- Born: 19 November 1951
- Died: 19 June 1990 (aged 38) Kodambakam, Madras, India
- Other name: Ranjan
- Years active: –1990
- Organization: Eelam People's Revolutionary Liberation Front

= K. Pathmanabha =

Sri Lankan Tamil militant

Kandasamy Pathmanabha (கந்தசாமி பத்மநாபா; 19 November 1951 - 19 June 1990) was a Sri Lankan Tamil rebel and founder/leader of the Eelam People's Revolutionary Liberation Front (EPRLF), a separatist Tamil militant organisation in Sri Lanka.

==Early life==
Pathmanabha was born on 19 November 1951. He was from Kankesanthurai in northern Ceylon.

Pathmanabha became interested in radical politics in the late 1960s. He was one of the members of the Tamil Student Federation/Tamil Students' League which was formed in 1972 as a reaction to the discriminatory Policy of standardisation. The 1974 Tamil conference incident further radicalised Pathmanabha.

==ELO==
In 1974/75 Pathmanabha and others founded the Eelam Liberation Organisation (Eela Viduthalai Iyakkam) (ELO). On 10 May 1976 the ELO robbed the Puloly Multi-purpose Cooperative Society's bank in Puloly. Pathmanabha was personally involved in the robbery. Others involved in the robbery included Varatharaja Perumal (later Chief Minister of North Eastern Province), V. Balakumaran (later leader of the Eelam Revolutionary Organisation of Students) and S. Thavaraja (later an Eelam People's Democratic Party MP and leader of the opposition on the Northern Provincial Council). After the robbery Pathmanabha went on the run whilst the ELO disintegrated due to the security crackdown.

==GUES/EROS==
Pathmanabha moved to London in 1976 to study accountancy. Here he met with other Tamils who shared his views. Together they formed the General Union of Eelam Students (GUES) and the Eelam Revolutionary Organisation of Students (EROS). Said Hammami, the Palestine Liberation Organization's representative in London, helped a small group Tamils including Pathmanabha take military training in Lebanon. In 1978 he went to India to establish a base for GUES/EROS. He then returned to Sri Lanka but the security forces were still looking for him so he had to travel in disguise.

==EPRLF==
Pathmanabha and other members, including Douglas Devananda, Varatharaja Perumal and Suresh Premachandran, left the EROS in 1981 and formed their own militant group which would come to be known as the Eelam People's Revolutionary Liberation Front (EPRLF). Pathmanabha moved to Kodambakam, Madras, India in 1981 to establish the new group.

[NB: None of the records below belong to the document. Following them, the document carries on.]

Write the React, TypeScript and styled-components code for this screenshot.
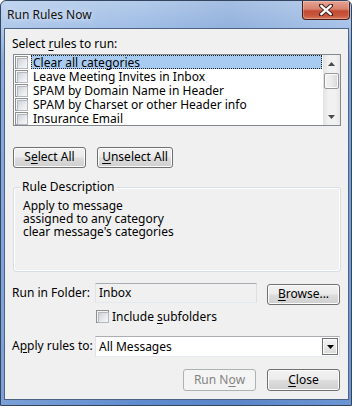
import React from "react";
import styled, { createGlobalStyle } from "styled-components";

const Global = createGlobalStyle`
  html, body { margin: 0; padding: 0; background: #ffffff; }
  body {
    font-family: "Noto Sans", "Open Sans", sans-serif;
    font-size: 12px;
    color: #000;
  }
  * { box-sizing: border-box; }
`;

const Window = styled.div`
  width: 352px;
  height: 406px;
  border: 1px solid #34465f;
  border-radius: 6px 6px 0 0;
  background:
    linear-gradient(90deg, rgba(255,255,255,0.18) 0%, rgba(255,255,255,0) 40%, rgba(40,80,150,0.10) 65%, rgba(255,255,255,0.08) 100%),
    linear-gradient(180deg, #b3cbea 0px, #9fbde6 27px, #6f9ad6 60px, #5f8ccf 100%);
  display: flex;
  flex-direction: column;
  padding: 0 2px 5px 3px;
  overflow: hidden;
`;

const TitleBar = styled.div`
  height: 27px;
  display: flex;
  align-items: flex-start;
  justify-content: space-between;
`;

const Title = styled.div`
  padding: 6px 0 0 3px;
  font-size: 12px;
  line-height: 16px;
  color: #111;
  text-shadow: 0 0 6px rgba(255,255,255,0.9);
`;

const CloseBtn = styled.div`
  width: 48px;
  height: 19px;
  margin-right: -1px;
  border: 1px solid #4c1d18;
  border-top: none;
  border-radius: 0 0 4px 4px;
  background: linear-gradient(180deg, #e6a394 0%, #d8826f 45%, #c24b33 55%, #c8553c 80%, #d77a5c 100%);
  box-shadow: inset 0 0 0 1px rgba(255,255,255,0.25);
  display: flex;
  align-items: center;
  justify-content: center;
`;

const Client = styled.div`
  flex: 1;
  border: 1px solid #4b6385;
  background: #f0f0f0;
  display: flex;
  flex-direction: column;
  padding: 0 7px 0 8px;
`;

const SectionLabel = styled.div`
  margin-top: 7px;
  height: 16px;
  line-height: 16px;
  margin-left: -1px;
`;

const U = styled.span`
  text-decoration: underline;
  text-underline-offset: 2px;
`;

const ListBox = styled.div`
  margin-top: 2px;
  height: 72px;
  border: 1px solid #828790;
  background: #fff;
  display: flex;
`;

const Rows = styled.div`
  flex: 1;
  display: flex;
  flex-direction: column;
  padding-right: 1px;
`;

const Row = styled.div`
  height: 14px;
  display: flex;
  align-items: center;
  padding-left: 1px;
`;

const RowText = styled.div<{ $selected?: boolean }>`
  margin-left: 3px;
  flex: ${(p) => (p.$selected ? 1 : "0 1 auto")};
  height: 14px;
  line-height: 13px;
  padding-left: 1px;
  white-space: nowrap;
  background: ${(p) => (p.$selected ? "#a8ccf1" : "transparent")};
  border: 1px ${(p) => (p.$selected ? "dotted #222" : "solid transparent")};
`;

const Check = styled.div`
  width: 13px;
  height: 13px;
  flex: none;
  border: 1px solid #8e8f8f;
  background: #f4f4f4;
  padding: 1px;
  &::after {
    content: "";
    display: block;
    width: 9px;
    height: 9px;
    border: 1px solid #b4b9bf;
    background: linear-gradient(135deg, #cdd1d6 0%, #e9ebee 60%, #f7f7f7 100%);
  }
`;

const ScrollBar = styled.div`
  width: 17px;
  flex: none;
  background: linear-gradient(90deg, #e2e2e2 0%, #f1f1f1 30%, #f1f1f1 75%, #e6e6e6 100%);
  display: flex;
  flex-direction: column;
  align-items: center;
`;

const ArrowBox = styled.div`
  width: 17px;
  height: 17px;
  flex: none;
  display: flex;
  align-items: center;
  justify-content: center;
`;

const Thumb = styled.div`
  width: 15px;
  height: 16px;
  margin-top: 1px;
  border: 1px solid #979797;
  border-radius: 2px;
  background: linear-gradient(90deg, #f2f2f2 0%, #ebebeb 50%, #d6d6d6 100%);
  box-shadow: inset 0 0 0 1px #fbfbfb;
`;

const Spacer = styled.div`
  flex: 1;
`;

const ButtonRow = styled.div<{ $top: number; $end?: boolean }>`
  margin-top: ${(p) => p.$top}px;
  display: flex;
  gap: 11px;
  justify-content: ${(p) => (p.$end ? "flex-end" : "flex-start")};
  padding-right: ${(p) => (p.$end ? 1 : 0)}px;
`;

const Button = styled.div<{ $w: number; $h?: number; $disabled?: boolean }>`
  width: ${(p) => p.$w}px;
  height: ${(p) => p.$h ?? 21}px;
  flex: none;
  border: 1px solid ${(p) => (p.$disabled ? "#adb2b5" : "#707070")};
  border-radius: 3px;
  background: ${(p) =>
    p.$disabled
      ? "#f4f4f4"
      : "linear-gradient(180deg, #f2f2f2 0%, #ebebeb 48%, #dddddd 52%, #cfcfcf 100%)"};
  box-shadow: inset 0 0 0 1px ${(p) => (p.$disabled ? "#f4f4f4" : "#fcfcfc")};
  color: ${(p) => (p.$disabled ? "#838383" : "#000")};
  display: flex;
  align-items: center;
  justify-content: center;
  line-height: 14px;
  padding-bottom: 1px;
`;

const Group = styled.div`
  position: relative;
  margin-top: 19px;
  height: 85px;
  border: 1px solid #d5dfe5;
  border-radius: 3px;
  box-shadow: inset 0 0 0 1px #fff;
  padding: 11px 0 0 9px;
`;

const Legend = styled.div`
  position: absolute;
  top: -9px;
  left: 6px;
  padding: 0 2px;
  background: #f0f0f0;
  line-height: 16px;
`;

const DescLine = styled.div`
  line-height: 13px;
  height: 13px;
`;

const FieldRow = styled.div<{ $top: number }>`
  margin-top: ${(p) => p.$top}px;
  display: flex;
  align-items: flex-start;
  padding-right: 1px;
`;

const FieldLabel = styled.div`
  width: 82px;
  flex: none;
  margin-left: -1px;
  margin-right: 1px;
  line-height: 20px;
`;

const TextBox = styled.div`
  width: 162px;
  height: 20px;
  border: 1px solid #abadb3;
  border-color: #abadb3 #dbdfe6 #e3e9ef #e2e3ea;
  background: #f0f0f0;
  padding-left: 3px;
  line-height: 17px;
`;

const Gap = styled.div<{ $w: number }>`
  width: ${(p) => p.$w}px;
  flex: none;
`;

const ButtonSlot = styled.div`
  padding-top: 1px;
`;

const CheckRow = styled.div`
  margin-top: 5px;
  padding-left: 83px;
  display: flex;
  align-items: center;
  height: 13px;
`;

const CheckLabel = styled.div`
  margin-left: 3px;
  line-height: 14px;
`;

const Select = styled.div`
  flex: 1;
  height: 21px;
  border: 1px solid #abadb3;
  border-color: #abadb3 #dbdfe6 #e3e9ef #e2e3ea;
  background: #fff;
  display: flex;
  align-items: center;
  padding: 0 1px 0 3px;
`;

const SelectText = styled.div`
  flex: 1;
  line-height: 16px;
`;

const DropBtn = styled.div`
  width: 16px;
  height: 17px;
  border: 1px solid #707070;
  background: linear-gradient(180deg, #f4f4f4 0%, #e8e8e8 50%, #d8d8d8 100%);
  box-shadow: inset 0 0 0 1px #fcfcfc;
  display: flex;
  align-items: center;
  justify-content: center;
`;

const rules = [
  "Clear all categories",
  "Leave Meeting Invites in Inbox",
  "SPAM by Domain Name in Header",
  "SPAM by Charset or other Header info",
  "Insurance Email",
];

export default function App() {
  return (
    <>
      <Global />
      <Window>
        <TitleBar>
          <Title>Run Rules Now</Title>
          <CloseBtn>
            <svg width="14" height="12" viewBox="0 0 14 12">
              <path d="M2 1.5 L12 10.5 M12 1.5 L2 10.5" stroke="#3b1c18" strokeWidth="4.2" strokeLinecap="round" />
              <path d="M2.3 1.8 L11.7 10.2 M11.7 1.8 L2.3 10.2" stroke="#ffffff" strokeWidth="2.4" strokeLinecap="round" />
            </svg>
          </CloseBtn>
        </TitleBar>
        <Client>
          <SectionLabel>
            Select <U>r</U>ules to run:
          </SectionLabel>
          <ListBox>
            <Rows>
              {rules.map((r, i) => (
                <Row key={r}>
                  <Check />
                  <RowText $selected={i === 0}>{r}</RowText>
                </Row>
              ))}
            </Rows>
            <ScrollBar>
              <ArrowBox>
                <svg width="7" height="4" viewBox="0 0 7 4">
                  <path d="M0 4 L3.5 0 L7 4 Z" fill="#4a4a4a" />
                </svg>
              </ArrowBox>
              <Thumb />
              <Spacer />
              <ArrowBox>
                <svg width="7" height="4" viewBox="0 0 7 4">
                  <path d="M0 0 L7 0 L3.5 4 Z" fill="#4a4a4a" />
                </svg>
              </ArrowBox>
            </ScrollBar>
          </ListBox>

          <ButtonRow $top={21}>
            <Button $w={73}>
              S<U>e</U>lect All
            </Button>
            <Button $w={76}>
              <U>U</U>nselect All
            </Button>
          </ButtonRow>

          <Group>
            <Legend>Rule Description</Legend>
            <DescLine>Apply to message</DescLine>
            <DescLine>assigned to any category</DescLine>
            <DescLine>clear message's categories</DescLine>
          </Group>

          <FieldRow $top={11}>
            <FieldLabel>Run in Folder:</FieldLabel>
            <TextBox>Inbox</TextBox>
            <Gap $w={10} />
            <ButtonSlot>
              <Button $w={73}>
                <U>B</U>rowse...
              </Button>
            </ButtonSlot>
          </FieldRow>

          <CheckRow>
            <Check />
            <CheckLabel>
              Include <U>s</U>ubfolders
            </CheckLabel>
          </CheckRow>

          <FieldRow $top={13}>
            <FieldLabel>
              A<U>p</U>ply rules to:
            </FieldLabel>
            <Select>
              <SelectText>All Messages</SelectText>
              <DropBtn>
                <svg width="7" height="4" viewBox="0 0 7 4">
                  <path d="M0 0 L7 0 L3.5 4 Z" fill="#000" />
                </svg>
              </DropBtn>
            </Select>
          </FieldRow>

          <ButtonRow $top={12} $end>
            <Button $w={73} $h={22} $disabled>
              Run N<U>o</U>w
            </Button>
            <Button $w={73} $h={22}>
              <U>C</U>lose
            </Button>
          </ButtonRow>
        </Client>
      </Window>
    </>
  );
}
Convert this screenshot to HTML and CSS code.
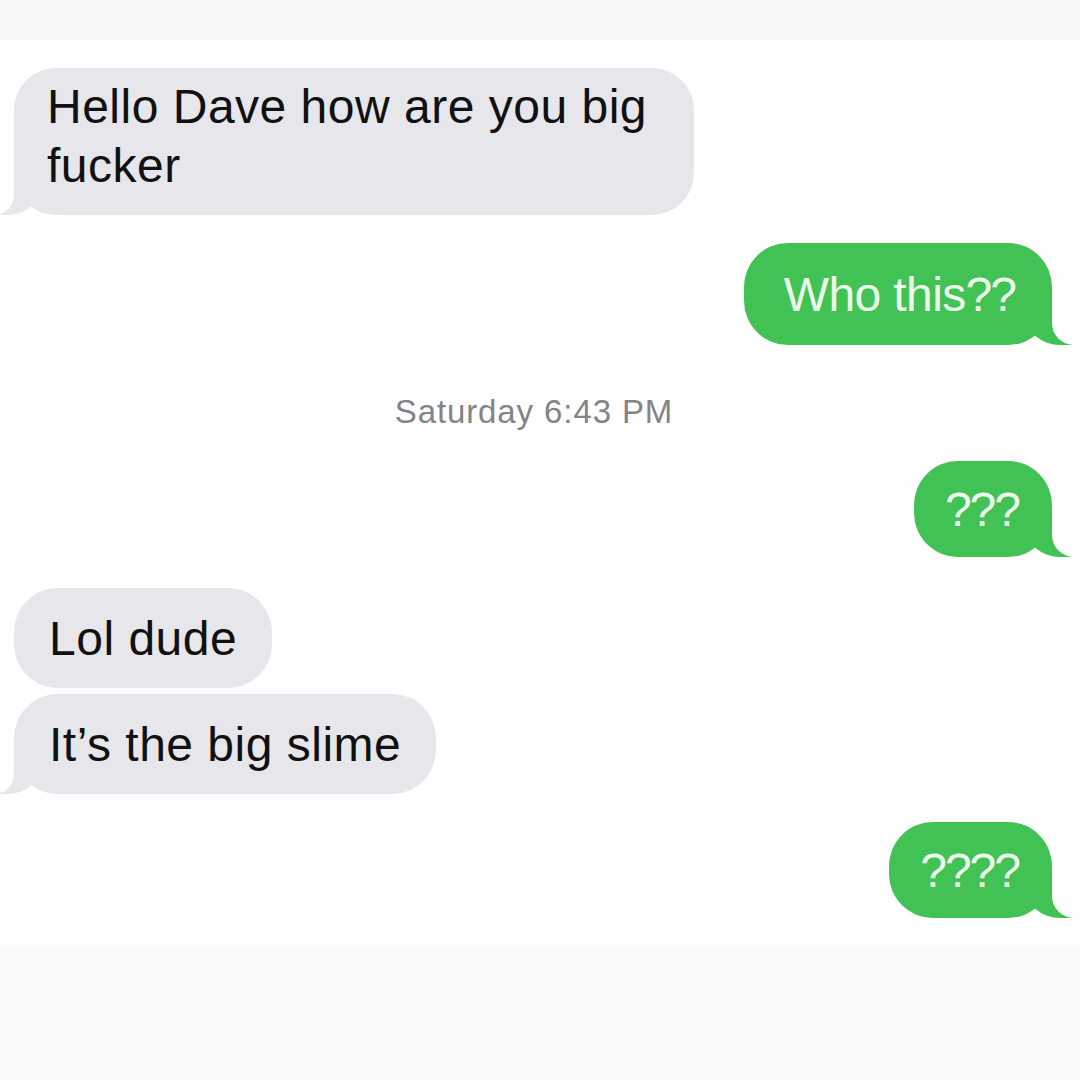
FILE: index.html
```html
<!DOCTYPE html>
<html lang="en">
<head>
<meta charset="utf-8">
<title>Messages</title>
<link rel="stylesheet" href="styles.css">
</head>
<body>
<div class="band band-top"></div>
<main class="thread">
  <div class="msg in tail wrap first">Hello Dave how are you big fucker</div>
  <div class="msg out tail who">Who this<span class="q">??</span></div>
  <div class="stamp">Saturday 6:43 PM</div>
  <div class="msg out tail after-stamp"><span class="q">???</span></div>
  <div class="msg in lol">Lol dude</div>
  <div class="msg in tail grouped">It’s the big slime</div>
  <div class="msg out tail last"><span class="q">????</span></div>
</main>
<div class="band band-bottom"></div>
</body>
</html>
```
FILE: styles.css
```css
* { box-sizing: border-box; }
html, body { margin: 0; padding: 0; }
body {
  width: 1080px;
  height: 1080px;
  overflow: hidden;
  background: #fafafa;
  font-family: "Liberation Sans", Arial, Helvetica, sans-serif;
  display: flex;
  flex-direction: column;
}
.band-top { height: 40px; background: #f8f8f8; flex: none; }
.band-bottom { flex: 1; background: #fafafa; }

.thread {
  height: 905px;
  flex: none;
  background: #ffffff;
  display: flex;
  flex-direction: column;
  padding: 28px 28px 0 14px;
  overflow: hidden;
}

.msg {
  position: relative;
  font-size: 48px;
  line-height: 59px;
  border-radius: 44px;
  padding: 21px 35px 20px;
  max-width: 680px;
}
.msg.in {
  align-self: flex-start;
  background: #e6e6eb;
  color: #111111;
  letter-spacing: 0.5px;
}
.msg.out {
  align-self: flex-end;
  background: #42c255;
  color: #ecfdec;
  padding: 19px 33px 18px 31px;
}
.q { letter-spacing: -2px; }

.msg.wrap { width: 681px; padding: 9px 36px 20px 33px; border-radius: 42px; }

/* tails */
.msg.tail::before,
.msg.tail::after {
  content: "";
  position: absolute;
  bottom: 0;
  height: 50px;
}
.msg.in.tail::before {
  left: -14px;
  width: 40px;
  background: #e6e6eb;
  border-bottom-right-radius: 32px 28px;
}
.msg.in.tail::after {
  left: -52px;
  width: 52px;
  background: #ffffff;
  border-bottom-right-radius: 20px;
}
.msg.out.tail::before {
  right: -20px;
  width: 46px;
  background: #42c255;
  border-bottom-left-radius: 34px 30px;
}
.msg.out.tail::after {
  right: -58px;
  width: 58px;
  background: #ffffff;
  border-bottom-left-radius: 22px;
}

.msg.who {
  margin-top: 28px;
  padding: 22px 37px 21px 40px;
  letter-spacing: -0.6px;
}
.stamp {
  margin-top: 47px;
  align-self: center;
  font-size: 33px;
  line-height: 40px;
  color: #838388;
  letter-spacing: 0.9px;
  margin-left: 2px;
}
.after-stamp { margin-top: 29px; }
.lol { margin-top: 31px; }
.grouped { margin-top: 6px; }
.last { margin-top: 28px; }
```
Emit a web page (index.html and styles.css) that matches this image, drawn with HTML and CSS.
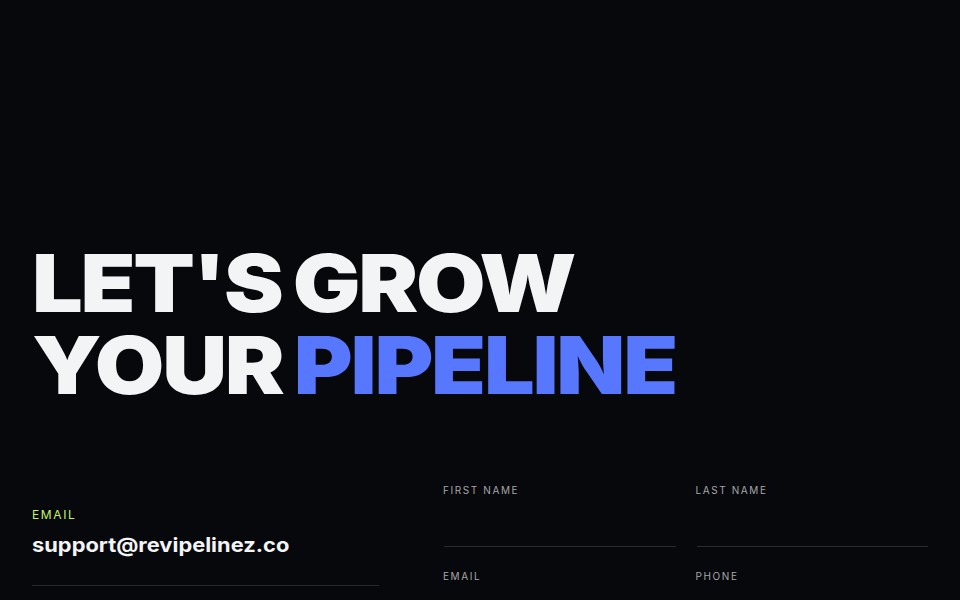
FILE: index.html
```html
<!DOCTYPE html>
<html lang="en">
<head>
<meta charset="utf-8">
<title>Contact</title>
<link rel="stylesheet" href="styles.css">
</head>
<body>
<main class="page">
  <h1 class="headline">
    <span class="line">LET'S GROW</span>
    <span class="line">YOUR <span class="accent">PIPELINE</span></span>
  </h1>
  <section class="contact">
    <div class="info">
      <div class="info-label">EMAIL</div>
      <div class="info-value">support@revipelinez.co</div>
      <div class="info-rule"></div>
    </div>
    <form class="form">
      <label class="field">
        <span class="field-label">FIRST NAME</span>
        <span class="field-input"></span>
      </label>
      <label class="field">
        <span class="field-label">LAST NAME</span>
        <span class="field-input"></span>
      </label>
      <label class="field">
        <span class="field-label">EMAIL</span>
        <span class="field-input"></span>
      </label>
      <label class="field">
        <span class="field-label">PHONE</span>
        <span class="field-input"></span>
      </label>
    </form>
  </section>
</main>
</body>
</html>
```

FILE: styles.css
```css
* { box-sizing: border-box; }
html, body {
  margin: 0;
  padding: 0;
  background: #07080b;
  color: #f3f4f6;
  font-family: Inter, "Liberation Sans", sans-serif;
  overflow: hidden;
}
.page {
  width: 960px;
  height: 600px;
  padding: 0 32px;
}
.headline {
  margin: 0;
  padding-top: 242px;
  font-family: Inter, sans-serif;
  font-weight: 900;
  font-size: 80px;
  line-height: 82px;
  letter-spacing: -2px;
  word-spacing: -4px;
  color: #f3f4f6;
}
.line {
  display: block;
  width: max-content;
  transform: scaleX(1.123);
  transform-origin: left center;
}
.accent { color: #5877ff; }
.contact {
  display: grid;
  grid-template-columns: 347px 1fr;
  column-gap: 64px;
  margin-top: 77px;
}
.info { padding-top: 24px; }
.info-label {
  font-size: 12px;
  letter-spacing: 1.6px;
  color: #c5f26a;
  line-height: 16px;
}
.info-value {
  margin-top: 10px;
  font-size: 20px;
  font-weight: 700;
  line-height: 24px;
  width: max-content;
  transform: scaleX(1.093);
  transform-origin: left center;
}
.info-rule {
  margin-top: 28px;
  height: 1px;
  background: #26272c;
}
.form {
  display: grid;
  grid-template-columns: 1fr 1fr;
  column-gap: 20px;
  row-gap: 22px;
  margin: 0;
}
.field { display: flex; flex-direction: column; }
.field-label {
  font-size: 10px;
  letter-spacing: 1.6px;
  color: #a6a6a8;
  line-height: 14px;
}
.field-input {
  height: 50px;
  border-bottom: 1px solid #2a2b30;
  margin-left: 1px;
}
```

In December 1986 the rival Liberation Tigers of Tamil Eelam (LTTE) attacked the EPRLF in Sri Lanka, inflicting a heavy losses and killing Gaffoor, the EPRLF's military commander. Many EPRLF cadres were killed or taken prisoner and EPRLF camps and weapons were seized by the LTTE. Devananda was blamed for the debacle. The LTTE's animosity against the EPRLF, which it considered to be pro-India, increased following the outbreak of fighting between the LTTE and the Indian Peace Keeping Force (IPKF), a military unit in the Sri Lankan civil war, in October 1987. The LTTE called for a boycott of the 1988 North Eastern Provincial Council election, stating that anyone who contested would be labelled a traitor and punished. The EPRLF nevertheless contested and, with the connivance of the IPKF, secured 41 of the 71 seats on the North Eastern Provincial Council. Varatharaja Perumal became the first (and only) Chief Minister of North Eastern Province. On 1 March 1990, just as the IPKF were preparing to withdraw from Sri Lanka, Perumal moved a motion in the North Eastern Provincial Council declaring an independent Eelam. Fearful of the consequences once the IPKF had pulled out, the EPRLF leadership fled to India. On 11 March 1990 Pathmanabha was flown from Trincomalee to Bhubaneswar in an Indian military aircraft. President Ranasinghe Premadasa imposed direct rule on the North Eastern province on 25 March 1990.

== Death ==
On the evening of 19 June 1990 the EPRLF central committee were meeting at a flat at the Zachria Colony in Kodambakam. At around 7pm gunmen broke into the flat and started firing. Eight people including Pathmanabha, Member of Parliament G. Yogasangari and provincial minister P. Kirubakaran were killed. Five EPRLF cadres waiting outside the block of flats were also killed. The killings was blamed on the rival rebel group LTTE.